‘Autorisations’ est un mot qui énerve de nombreux entrepreneurs de jardin. Tôt ou tard, tout le monde devra y faire face, tant sur le plan professionnel que privé. Elles sont également le défi récurrent de l’architecte paysagiste Jeamie Hendrickx dans nombre de ses projets.
GreenTechPower: ‘Comment vous êtes-vous retrouvé dans le secteur de l’entreprise de jardin?’
Jeamie Hendricks: ‘Après l’école primaire, la question classique s’est posée: qu’aimez-vous faire? Enfant, j’étais déjà occupé dans le jardin avec des boutures de buis et la création de choses et j’étais très fasciné par la faune et la flore. Cela m’a finalement conduit à l’école d’horticulture.

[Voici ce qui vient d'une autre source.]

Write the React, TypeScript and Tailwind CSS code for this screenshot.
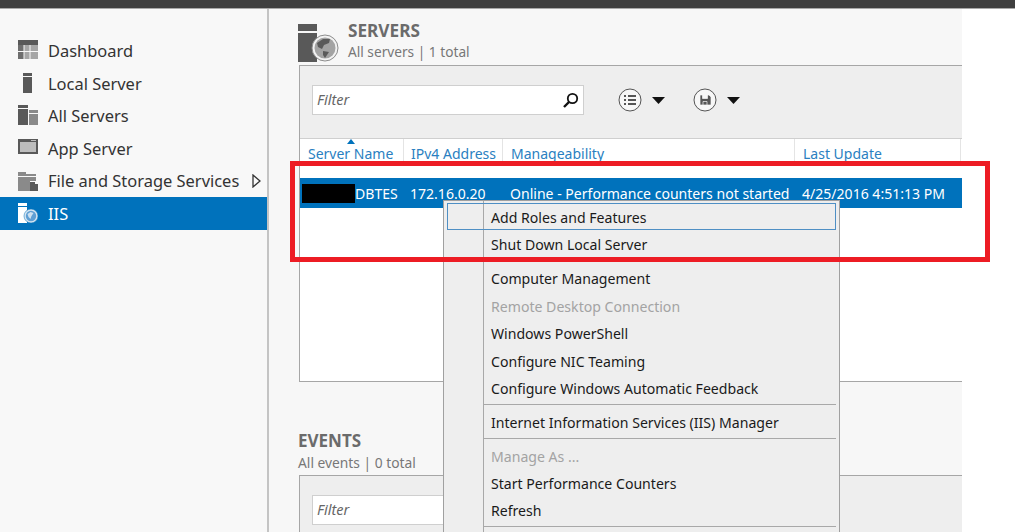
import { Fragment } from 'react';

const font = { fontFamily: '"Noto Sans", "Open Sans", sans-serif' };

function DashboardIcon() {
  return (
    <svg className="shrink-0" width="20" height="20" viewBox="0 0 20 20">
      <rect x="0" y="0" width="20" height="5" fill="#595959" />
      <rect x="0" y="5" width="20" height="14" fill="#a6a6a6" />
      <rect x="0" y="5" width="6" height="14" fill="#6e6e6e" />
      <path d="M6 5v14M12 5v14M0 11.5h20" stroke="#f7f7f7" strokeWidth="1" />
    </svg>
  );
}

function LocalIcon() {
  return (
    <svg className="shrink-0" width="20" height="20" viewBox="0 0 20 20">
      <rect x="5" y="0" width="9" height="3" fill="#595959" />
      <rect x="5" y="4" width="9" height="16" fill="#595959" />
    </svg>
  );
}

function AllServersIcon() {
  return (
    <svg className="shrink-0" width="20" height="20" viewBox="0 0 20 20">
      <rect x="0" y="0" width="10" height="3" fill="#595959" />
      <rect x="0" y="4" width="10" height="16" fill="#595959" />
      <rect x="11" y="5" width="9" height="3" fill="#8a8a8a" />
      <rect x="11" y="9" width="9" height="11" fill="#8a8a8a" />
    </svg>
  );
}

function AppIcon() {
  return (
    <svg className="shrink-0" width="20" height="20" viewBox="0 0 20 20">
      <rect x="0" y="1" width="20" height="15" fill="#595959" />
      <rect x="2" y="4" width="16" height="10" fill="#bdbdbd" />
      <rect x="13" y="2" width="5" height="1" fill="#bdbdbd" />
    </svg>
  );
}

function FileIcon() {
  return (
    <svg className="shrink-0" width="20" height="20" viewBox="0 0 20 20">
      <path d="M0 1h8v2h10v2H0z" fill="#8a8a8a" />
      <path d="M0 6h18v4h-6v10H0z" fill="#8a8a8a" />
      <path d="M12 11h5v2h3v7h-8z" fill="#595959" />
    </svg>
  );
}

function IisIcon() {
  return (
    <svg className="shrink-0" width="20" height="20" viewBox="0 0 20 20">
      <rect x="0" y="0" width="9" height="3" fill="#fff" />
      <rect x="0" y="4" width="9" height="16" fill="#fff" />
      <circle cx="13" cy="13" r="7" fill="#d5e4f0" stroke="#0072bc" strokeWidth="0.5" />
      <circle cx="13" cy="13" r="5.2" fill="#5f9fd4" />
      <path d="M9.5 11l3-2 3 1-2 3-1 3-2-2z" fill="#cfe1f0" />
    </svg>
  );
}

function ServersIcon() {
  return (
    <svg className="shrink-0" width="41" height="38" viewBox="0 0 41 38">
      <rect x="0" y="0" width="19" height="7" fill="#595959" />
      <rect x="0" y="9" width="19" height="29" fill="#595959" />
      <circle cx="27" cy="24" r="13" fill="#f2f2f2" stroke="#8c8c8c" strokeWidth="1" />
      <circle cx="27" cy="24" r="10.5" fill="#a3a3a3" />
      <path d="M19 19l6-4 7 0-1 4-5 2-2 4-4-2zM25 27l6 1-4 6-2-3z" fill="#5a5a5a" />
    </svg>
  );
}

function RoundIcon({ kind }: { kind: 'list' | 'save' }) {
  return (
    <svg width="24" height="24" viewBox="0 0 24 24">
      <circle cx="12" cy="12" r="11" fill="#f7f7f7" stroke="#555" strokeWidth="1" />
      {kind === 'list' ? (
        <path d="M6 8h2M10 8h8M6 12h2M10 12h8M6 16h2M10 16h8" stroke="#555" strokeWidth="2" />
      ) : (
        <path d="M7 7h9l2 2v8H7zM9.5 7v3.5h5V7M10 17v-3.5h4V17" fill="#555" stroke="#f7f7f7" strokeWidth="0.7" />
      )}
    </svg>
  );
}

function Caret() {
  return (
    <svg width="13" height="7" viewBox="0 0 13 7">
      <path d="M0 0h13L6.5 7z" fill="#111" />
    </svg>
  );
}

function FilterBox({ search }: { search?: boolean }) {
  return (
    <div className="flex h-[30px] w-[272px] items-center justify-between border border-[#cfcfcf] bg-white pl-1 pr-1">
      <span className="text-[14.5px] italic text-[#666]">Filter</span>
      {search && (
        <svg width="17" height="17" viewBox="0 0 17 17">
          <circle cx="10.5" cy="6.5" r="4.7" fill="none" stroke="#111" strokeWidth="1.8" />
          <path d="M7 10l-5 5" stroke="#111" strokeWidth="2.4" />
        </svg>
      )}
    </div>
  );
}

const nav = [
  { label: 'Dashboard', icon: <DashboardIcon /> },
  { label: 'Local Server', icon: <LocalIcon /> },
  { label: 'All Servers', icon: <AllServersIcon /> },
  { label: 'App Server', icon: <AppIcon /> },
  { label: 'File and Storage Services', icon: <FileIcon />, more: true },
  { label: 'IIS', icon: <IisIcon />, active: true },
];

const columns = [
  { label: 'Server Name', w: 'w-[104px] pl-[8px]', sorted: true },
  { label: 'IPv4 Address', w: 'w-[99px] pl-[7px]' },
  { label: 'Manageability', w: 'w-[292px] pl-[8px]' },
  { label: 'Last Update', w: 'w-[166px] pl-[8px]' },
];

type MenuRow = { label?: string; h?: string; off?: boolean; hot?: boolean; line?: boolean };

const menu: MenuRow[] = [
  { label: 'Add Roles and Features', h: 'h-[27px]', hot: true },
  { label: 'Shut Down Local Server', h: 'h-[27px]' },
  { line: true },
  { label: 'Computer Management', h: 'h-[27.5px]' },
  { label: 'Remote Desktop Connection', h: 'h-[27.5px]', off: true },
  { label: 'Windows PowerShell', h: 'h-[27.5px]' },
  { label: 'Configure NIC Teaming', h: 'h-[27.5px]' },
  { label: 'Configure Windows Automatic Feedback', h: 'h-[27.5px]' },
  { line: true },
  { label: 'Internet Information Services (IIS) Manager', h: 'h-[27px]' },
  { line: true },
  { label: 'Manage As ...', h: 'h-[26px]', off: true },
  { label: 'Start Performance Counters', h: 'h-[28px]' },
  { label: 'Refresh', h: 'h-[27px]' },
  { line: true },
  { h: 'h-[27px]' },
];

export default function App() {
  return (
    <div className="relative flex h-[532px] w-[1015px] flex-col overflow-hidden bg-white" style={font}>
      <div className="h-[9px] shrink-0 border-b border-[#a8a8a8] bg-[#3f3f3f]" />

      <div className="flex min-h-0 flex-1">
        <aside className="w-[269px] shrink-0 border-r-2 border-[#c4c4c4] bg-[#f8f8f8] pt-[25px]">
          {nav.map((item) => (
            <div
              key={item.label}
              className={`flex h-[32.6px] items-center gap-[10px] pl-[18px] text-[16.45px] ${
                item.active ? 'bg-[#0072bc] text-white' : 'text-[#333]'
              }`}
            >
              {item.icon}
              <span className="whitespace-nowrap pt-[2px]">{item.label}</span>
              {item.more && (
                <svg className="ml-[3px] shrink-0" width="9" height="14" viewBox="0 0 9 14">
                  <path d="M1 1l7 6-7 6z" fill="none" stroke="#333" strokeWidth="1.3" />
                </svg>
              )}
            </div>
          ))}
        </aside>

        <main className="w-[693px] shrink-0 bg-[#f7f7f7] pl-[29px] pt-[15px]">
          <div className="flex h-[41px] gap-[9px]">
            <ServersIcon />
            <div className="-mt-[3px] flex flex-col">
              <span className="text-[17.2px] font-bold leading-[20px] text-[#6b6b6b]">SERVERS</span>
              <span className="mt-[1px] text-[13.7px] leading-[20px] text-[#777]">All servers | 1 total</span>
            </div>
          </div>

          <section className="ml-[1px] h-[317px] border-y border-l border-[#a6a6a6] bg-white">
            <div className="flex h-[72px] items-center gap-[34px] bg-[#eeeeee] pb-[4px] pl-[12px]">
              <FilterBox search />
              <div className="flex items-center gap-[10px]">
                <RoundIcon kind="list" />
                <Caret />
              </div>
              <div className="-ml-[6px] flex items-center gap-[10px]">
                <RoundIcon kind="save" />
                <Caret />
              </div>
            </div>
            <div className="flex h-[28px] border-t border-[#cfcfcf]">
              {columns.map((c) => (
                <div key={c.label} className={`relative ${c.w} border-r border-[#e4e4e4] pt-[5px] text-[14px] leading-[20px] text-[#2a7fc1]`}>
                  {c.sorted && (
                    <svg className="absolute left-[47px] top-0" width="8" height="5" viewBox="0 0 8 5">
                      <path d="M0 5L4 0l4 5z" fill="#0072bc" />
                    </svg>
                  )}
                  {c.label}
                </div>
              ))}
            </div>
            <div className="mt-[12px] flex h-[30px] items-center bg-[#0072bc] pl-[2px] text-[14.05px] text-white">
              <span className="h-[19px] w-[53px] shrink-0 bg-black" />
              <span className="w-[55px] shrink-0 pt-[2px]">DBTES</span>
              <span className="w-[100px] shrink-0 pt-[2px]">172.16.0.20</span>
              <span className="w-[292px] shrink-0 whitespace-nowrap pt-[2px]">Online - Performance counters not started</span>
              <span className="whitespace-nowrap pt-[2px]">4/25/2016 4:51:13 PM</span>
            </div>
          </section>

          <div className="mt-[49px] text-[17px] font-bold leading-[20px] text-[#6b6b6b]">EVENTS</div>
          <div className="mt-[2px] text-[13.8px] leading-[20px] text-[#777]">All events | 0 total</div>
          <section className="ml-[1px] mt-[2px] h-[60px] border-t border-l border-[#a6a6a6] bg-[#eeeeee] pl-[12px] pt-[19px]">
            <FilterBox />
          </section>
        </main>
      </div>

      {/* context menu */}
      <div className="absolute left-[443px] top-[200px] w-[397px] border border-[#a0a0a0] bg-[#eeeeee] p-[2px] text-[14.1px] text-[#1a1a1a]">
        <div className="absolute bottom-0 left-[39px] top-0 w-px bg-[#a8a8a8]" />
        {menu.map((row, i) => (
          <Fragment key={i}>
            {row.line ? (
              <div className="mb-[4px] ml-[38px] mr-[1px] mt-[2px] h-px bg-[#a8a8a8]" />
            ) : (
              <div
                className={`relative flex ${row.h} items-center pt-[2px] ${row.off ? 'text-[#a3a3a3]' : ''} ${
                  row.hot ? 'ml-[1px] mr-[1px] border border-[#4f8fc4] pl-[43px]' : 'pl-[45px]'
                }`}
              >
                {row.label}
              </div>
            )}
          </Fragment>
        ))}
      </div>

      {/* red annotation */}
      <div className="absolute left-[290px] top-[161px] h-[101px] w-[700px] border-[5px] border-[#ed1c24]" />
    </div>
  );
}
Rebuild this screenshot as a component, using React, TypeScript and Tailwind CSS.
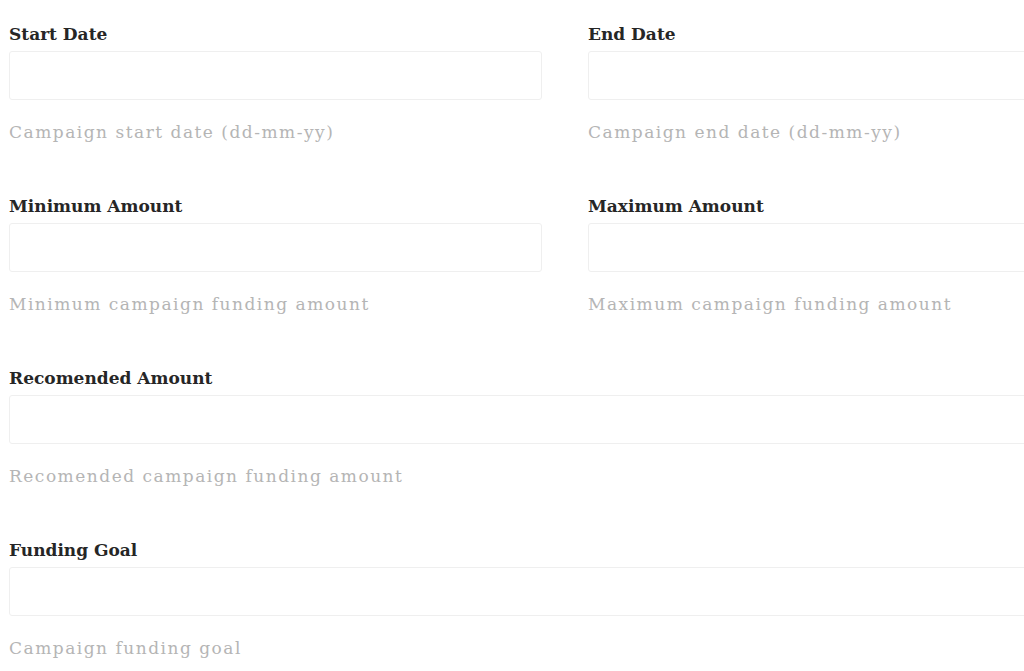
const serif = { fontFamily: '"DejaVu Serif", "Liberation Serif", serif' }

interface FieldProps {
  label: string
  help: string
}

function Field({ label, help }: FieldProps) {
  return (
    <div className="flex flex-col">
      <label className="h-[18px] text-[17px] leading-[18px] font-semibold text-[#262626]">{label}</label>
      <div className="mt-[8px] h-[49px] rounded-[3px] border border-[#efefef] bg-white" />
      <p className="mt-[22px] h-[20px] text-[17px] leading-[20px] tracking-[1.5px] text-[#b5b5b5]">{help}</p>
    </div>
  )
}

export default function App() {
  return (
    <div className="h-[671px] w-[1024px] overflow-hidden bg-white" style={serif}>
      <div className="ml-[9px] flex w-[1112px] flex-col gap-[55px] pt-[25px]">
        <div className="grid grid-cols-2 gap-x-[46px]">
          <Field label="Start Date" help="Campaign start date (dd-mm-yy)" />
          <Field label="End Date" help="Campaign end date (dd-mm-yy)" />
        </div>
        <div className="grid grid-cols-2 gap-x-[46px]">
          <Field label="Minimum Amount" help="Minimum campaign funding amount" />
          <Field label="Maximum Amount" help="Maximum campaign funding amount" />
        </div>
        <Field label="Recomended Amount" help="Recomended campaign funding amount" />
        <Field label="Funding Goal" help="Campaign funding goal" />
      </div>
    </div>
  )
}
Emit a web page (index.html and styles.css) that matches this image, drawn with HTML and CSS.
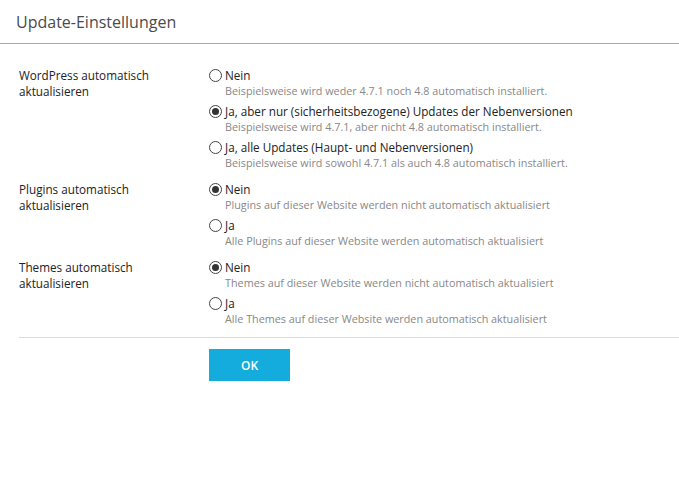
FILE: index.html
```html
<!DOCTYPE HTML>
<html>
	<head>
		<meta charset="utf-8"/>
		<title>Update-Einstellungen</title>
		<link rel="stylesheet" href="styles.css">
	</head>
	<body>
		<h1 class="title">Update-Einstellungen</h1>

		<form class="settings">
			<div class="row">
				<div class="row-label">WordPress automatisch aktualisieren</div>
				<div class="options">
					<label class="option">
						<span class="radio"></span>
						<span class="option-text">
							<span class="option-name">Nein</span>
							<span class="hint">Beispielsweise wird weder 4.7.1 noch 4.8 automatisch installiert.</span>
						</span>
					</label>
					<label class="option">
						<span class="radio checked"></span>
						<span class="option-text">
							<span class="option-name">Ja, aber nur (sicherheitsbezogene) Updates der Nebenversionen</span>
							<span class="hint">Beispielsweise wird 4.7.1, aber nicht 4.8 automatisch installiert.</span>
						</span>
					</label>
					<label class="option">
						<span class="radio"></span>
						<span class="option-text">
							<span class="option-name">Ja, alle Updates (Haupt- und Nebenversionen)</span>
							<span class="hint">Beispielsweise wird sowohl 4.7.1 als auch 4.8 automatisch installiert.</span>
						</span>
					</label>
				</div>
			</div>

			<div class="row">
				<div class="row-label">Plugins automatisch aktualisieren</div>
				<div class="options">
					<label class="option">
						<span class="radio checked"></span>
						<span class="option-text">
							<span class="option-name">Nein</span>
							<span class="hint">Plugins auf dieser Website werden nicht automatisch aktualisiert</span>
						</span>
					</label>
					<label class="option">
						<span class="radio"></span>
						<span class="option-text">
							<span class="option-name">Ja</span>
							<span class="hint">Alle Plugins auf dieser Website werden automatisch aktualisiert</span>
						</span>
					</label>
				</div>
			</div>

			<div class="row">
				<div class="row-label">Themes automatisch aktualisieren</div>
				<div class="options">
					<label class="option">
						<span class="radio checked"></span>
						<span class="option-text">
							<span class="option-name">Nein</span>
							<span class="hint">Themes auf dieser Website werden nicht automatisch aktualisiert</span>
						</span>
					</label>
					<label class="option">
						<span class="radio"></span>
						<span class="option-text">
							<span class="option-name">Ja</span>
							<span class="hint">Alle Themes auf dieser Website werden automatisch aktualisiert</span>
						</span>
					</label>
				</div>
			</div>

			<div class="buttons">
				<button type="button" class="btn-ok">OK</button>
			</div>
		</form>
	</body>
</html>
```

FILE: styles.css
```css
body {
	margin: 0;
	font-family: "Open Sans", "Liberation Sans", sans-serif;
	color: #222;
	background: #fff;
}
.title {
	margin: 0;
	padding: 10px 16px 9px 16px;
	font-size: 16px;
	font-weight: normal;
	line-height: 24px;
	color: #4b4b4b;
	border-bottom: 1px solid #aaa;
}
.settings {
	padding: 23px 0 0 19px;
}
.row {
	display: flex;
	margin-bottom: 10px;
}
.row-label {
	width: 190px;
	padding-right: 40px;
	box-sizing: border-box;
	font-size: 11.7px;
	line-height: 16px;
}
.options {
	display: flex;
	flex-direction: column;
	gap: 4px;
}
.option {
	display: flex;
	align-items: flex-start;
}
.radio {
	width: 11px;
	height: 11px;
	border: 1px solid #444;
	border-radius: 50%;
	margin: 2px 3px 0 0;
	flex: none;
	display: flex;
	align-items: center;
	justify-content: center;
}
.radio.checked::after {
	content: "";
	width: 7px;
	height: 7px;
	border-radius: 50%;
	background: #333;
}
.option-text {
	display: flex;
	flex-direction: column;
}
.option-name {
	font-size: 11.7px;
	line-height: 16px;
}
.hint {
	font-size: 10.8px;
	line-height: 16px;
	color: #888;
}
.buttons {
	border-top: 1px solid #ddd;
	margin-top: 8px;
	padding: 11px 0 0 190px;
}
.btn-ok {
	width: 81px;
	height: 32px;
	border: 0;
	background: #14abdd;
	color: #fff;
	font-family: "Open Sans", "Liberation Sans", sans-serif;
	font-size: 12px;
	font-weight: 600;
}
```
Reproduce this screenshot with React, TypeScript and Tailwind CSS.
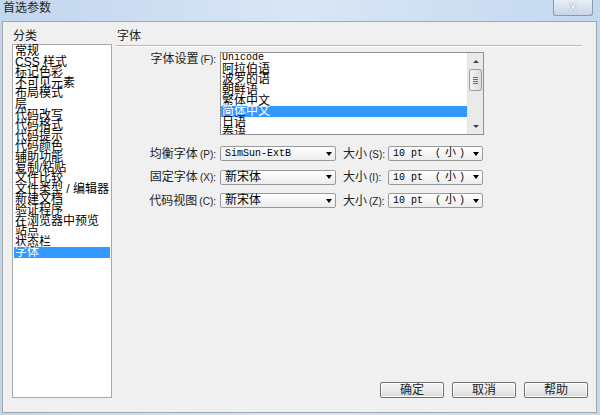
const categories = [
   '常规', 'CSS 样式', '标记色彩', '不可见元素', '布局模式', '层', '代码改写', '代码格式',
   '代码提示', '代码颜色', '辅助功能', '复制/粘贴', '文件比较', '文件类型 / 编辑器',
   '新建文档', '验证程序', '在浏览器中预览', '站点', '状态栏', '字体',
]

const encodings = ['Unicode', '阿拉伯语', '波罗的语', '朝鲜语', '繁体中文', '简体中文', '日语', '泰语']

function Label({ text, hotkey, className }: { text: string, hotkey: string, className: string }) {
   return (
      <div className={`${className} text-[12px] text-[#222] whitespace-pre`}>
         {text}
         <span className="text-[10px] ml-[2px]">({hotkey}):</span>
      </div>
   )
}

function Arrow() {
   return <span className="w-0 h-0 border-l-[3.5px] border-r-[3.5px] border-t-[4px] border-l-transparent border-r-transparent border-t-black" />
}

function FaceCombo({ value, mono }: { value: string, mono?: boolean }) {
   return (
      <div className="w-[116px] h-[15px] flex items-center border border-[#9a9a9a] rounded-[2px] bg-gradient-to-b from-white to-[#ececec] pl-[4px] pr-[3px]">
         <span className={`flex-1 leading-[13px] ${mono ? "font-['Liberation_Mono',monospace] text-[10px]" : "text-[12px]"}`}>{value}</span>
         <Arrow />
      </div>
   )
}

function SizeCombo() {
   return (
      <div className="w-[95px] h-[15px] flex items-center border border-[#9a9a9a] rounded-[2px] bg-gradient-to-b from-white to-[#ececec] pl-[4px] pr-[3px]">
         <div className="flex-1 flex items-center leading-[13px] font-['Liberation_Mono','Noto_Sans_CJK_SC',monospace] text-[10px]">
            <span>10 pt</span>
            <span className="ml-[12px]">(</span>
            <span className="ml-[4px] text-[11px]">小</span>
            <span className="ml-[3px]">)</span>
         </div>
         <Arrow />
      </div>
   )
}

function Row({ label, hotkey, face, mono, sizeKey }: { label: string, hotkey: string, face: string, mono?: boolean, sizeKey: string }) {
   return (
      <div className="flex items-center h-[15px]">
         <Label text={label} hotkey={hotkey} className="w-[104px] pr-[4px] text-right" />
         <FaceCombo value={face} mono={mono} />
         <Label text="大小" hotkey={sizeKey} className="w-[52px] pl-[7px]" />
         <SizeCombo />
      </div>
   )
}

export default function App() {
   return (
      <div className="w-[600px] h-[415px] flex flex-col bg-gradient-to-r from-[#c2d6ee] via-[#d9e6f5] to-[#c4d8ef] font-['Liberation_Sans','Noto_Sans_CJK_SC',sans-serif] text-black overflow-hidden">
         {/* Title bar */}
         <div className="h-[21px] flex items-start pl-[3px] pr-[7px]">
            <span className="text-[12px] leading-[15px] pt-[1px] text-[#1e1e1e]">首选参数</span>
            <div className="flex-1" />
            <div className="w-[40px] h-[16px] rounded-b-[3px] border border-t-0 border-[#8c9bb0] bg-gradient-to-b from-[#e8eef6] to-[#c9d6e6] flex items-center justify-center">
               <span className="text-[11px] leading-none font-bold text-[#f4f6fa] [text-shadow:0_0_1px_#55667d]">X</span>
            </div>
         </div>

         {/* Main panel */}
         <div className="mx-[2px] mr-[3px] h-[392px] border border-[#a6a6a6] bg-[#f0f0f0] flex pt-[4px] pb-[14px] pl-[9px]">
            {/* Categories */}
            <div className="w-[100px] flex flex-col">
               <div className="h-[18px] flex items-end pl-[1px] text-[12px] leading-[16px] text-[#222]">分类</div>
               <div className="flex-1 border border-[#a9a9a9] bg-white px-[1px] pt-px text-[12px] leading-[10.6px]">
                  {categories.map(c => (
                     <div
                        key={c}
                        className={`h-[10.6px] pl-[1px] whitespace-pre ${c === '字体' ? 'bg-[#3399ff] text-white' : ''}`}>
                        {c}
                     </div>
                  ))}
               </div>
            </div>

            {/* Settings */}
            <div className="ml-[4px] w-[472px] flex flex-col">
               <div className="h-[18px] flex items-end pl-[1px] text-[12px] leading-[16px] text-[#222]">字体</div>
               <div className="mt-[1px] mr-[6px] h-[2px] border-t border-[#b9b9b9] border-b border-b-white" />

               {/* Encoding list */}
               <div className="mt-[5px] flex items-start">
                  <Label text="字体设置" hotkey="F" className="w-[104px] pr-[4px] pt-[1px] text-right leading-[13px]" />
                  <div className="w-[264px] h-[83px] border border-[#8e8f8f] bg-white flex overflow-hidden">
                     <div className="flex-1 text-[12px] leading-[10.7px] overflow-hidden">
                        {encodings.map(e => (
                           <div
                              key={e}
                              className={`h-[10.7px] pl-[1px] ${e === 'Unicode' ? "font-['Liberation_Mono',monospace] text-[10px]" : ''} ${e === '简体中文' ? 'bg-[#3399ff] text-white' : ''}`}>
                              {e}
                           </div>
                        ))}
                     </div>
                     {/* Scrollbar */}
                     <div className="w-[16px] bg-[#eaeaea] border-l border-[#e2e2e2] flex flex-col items-center">
                        <div className="h-[16px] flex items-center justify-center">
                           <span className="w-0 h-0 border-l-[3px] border-r-[3px] border-b-[3px] border-l-transparent border-r-transparent border-b-[#444]" />
                        </div>
                        <div className="w-[13px] h-[22px] rounded-[2px] border border-[#9b9b9b] bg-gradient-to-r from-[#f4f4f4] to-[#dcdcdc] flex flex-col items-center justify-center gap-[1px]">
                           <span className="w-[5px] h-px bg-[#6b6b6b]" />
                           <span className="w-[5px] h-px bg-[#6b6b6b]" />
                           <span className="w-[5px] h-px bg-[#6b6b6b]" />
                           <span className="w-[5px] h-px bg-[#6b6b6b]" />
                        </div>
                        <div className="flex-1" />
                        <div className="h-[16px] flex items-center justify-center">
                           <span className="w-0 h-0 border-l-[3px] border-r-[3px] border-t-[3px] border-l-transparent border-r-transparent border-t-[#444]" />
                        </div>
                     </div>
                  </div>
               </div>

               {/* Font rows */}
               <div className="mt-[11px] flex flex-col gap-[8.5px]">
                  <Row label="均衡字体" hotkey="P" face="SimSun-ExtB" mono sizeKey="S" />
                  <Row label="固定字体" hotkey="X" face="新宋体" sizeKey="I" />
                  <Row label="代码视图" hotkey="C" face="新宋体" sizeKey="Z" />
               </div>

               <div className="flex-1" />

               {/* Buttons */}
               <div className="flex justify-end gap-[8px]">
                  {['确定', '取消', '帮助'].map(b => (
                     <button
                        key={b}
                        className="w-[64px] h-[16px] rounded-[2px] border border-[#707070] bg-gradient-to-b from-[#f3f3f3] via-[#ebebeb] to-[#d8d8d8] text-[12px] leading-[14px] text-[#222] shadow-[inset_0_0_0_1px_#fcfcfc]">
                        {b}
                     </button>
                  ))}
               </div>
            </div>
         </div>
      </div>
   )
}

Avec ma dyslexie, ce n’était pas toujours facile, surtout à cause des nombreux noms de plantes latines, mais je n’en ai jamais fait un gros problème. J’ai toujours eu l’attitude suivante: si tu fais un effort, ça va marcher. Je ne connaissais pas le métier d’architecte de jardin à l’époque. Mais j’ai vite découvert que l’on pouvait soit travailler avec ses mains, soit concevoir et dessiner de manière créative. Après trois ans d’études, j’ai fait un stage chez ‘Firma Wirt et firma Landscaping’, ce dont j’étais vraiment fier, car on y apprend tout du maître lui-même.’
‘Je devais présenter mon travail de fin d’études en 15 minutes. Puis on m’a dit qu’ils achèteraient mon design. Ce n’était peut-être pas le plan le plus innovant ou futuriste, mais il était convaincant. A ce moment-là, j’ai réalisé que les gens comprennent l’histoire que je veux raconter. Les couleurs, les tons méridionaux, la plantation, la durabilité et surtout la gaieté et que ce soient les éléments avec lesquels je veux faire la
différence. Depuis ce jour, le déclic est là. J’ai tout de suite commencé en tant qu’indépendant à titre principal, avec la taille de haies et une approche d’essais et d’erreurs. Vous grandissez grâce aux opportunités que vous avez et à la confiance des gens qui vous entourent pour avoir le droit de faire des erreurs.’
‘En 2021, j’ai participé à un concours de jardins de ville, que j’ai finalement remporté, une merveilleuse récompense pour tout le travail acharné. Après, les choses sont allées vite: plus d’attention, plus de demandes, parfois plus vite que ce que je pouvais gérer. Avant, je faisais tout cela moi-même, avec ma propre équipe pour l’aménagement. Mais honnêtement? Personne n’est obligé de travailler 17 heures par jour. A un moment donné, vous devez faire des choix pour continuer à mettre votre énergie dans ce que vous faites vraiment bien.’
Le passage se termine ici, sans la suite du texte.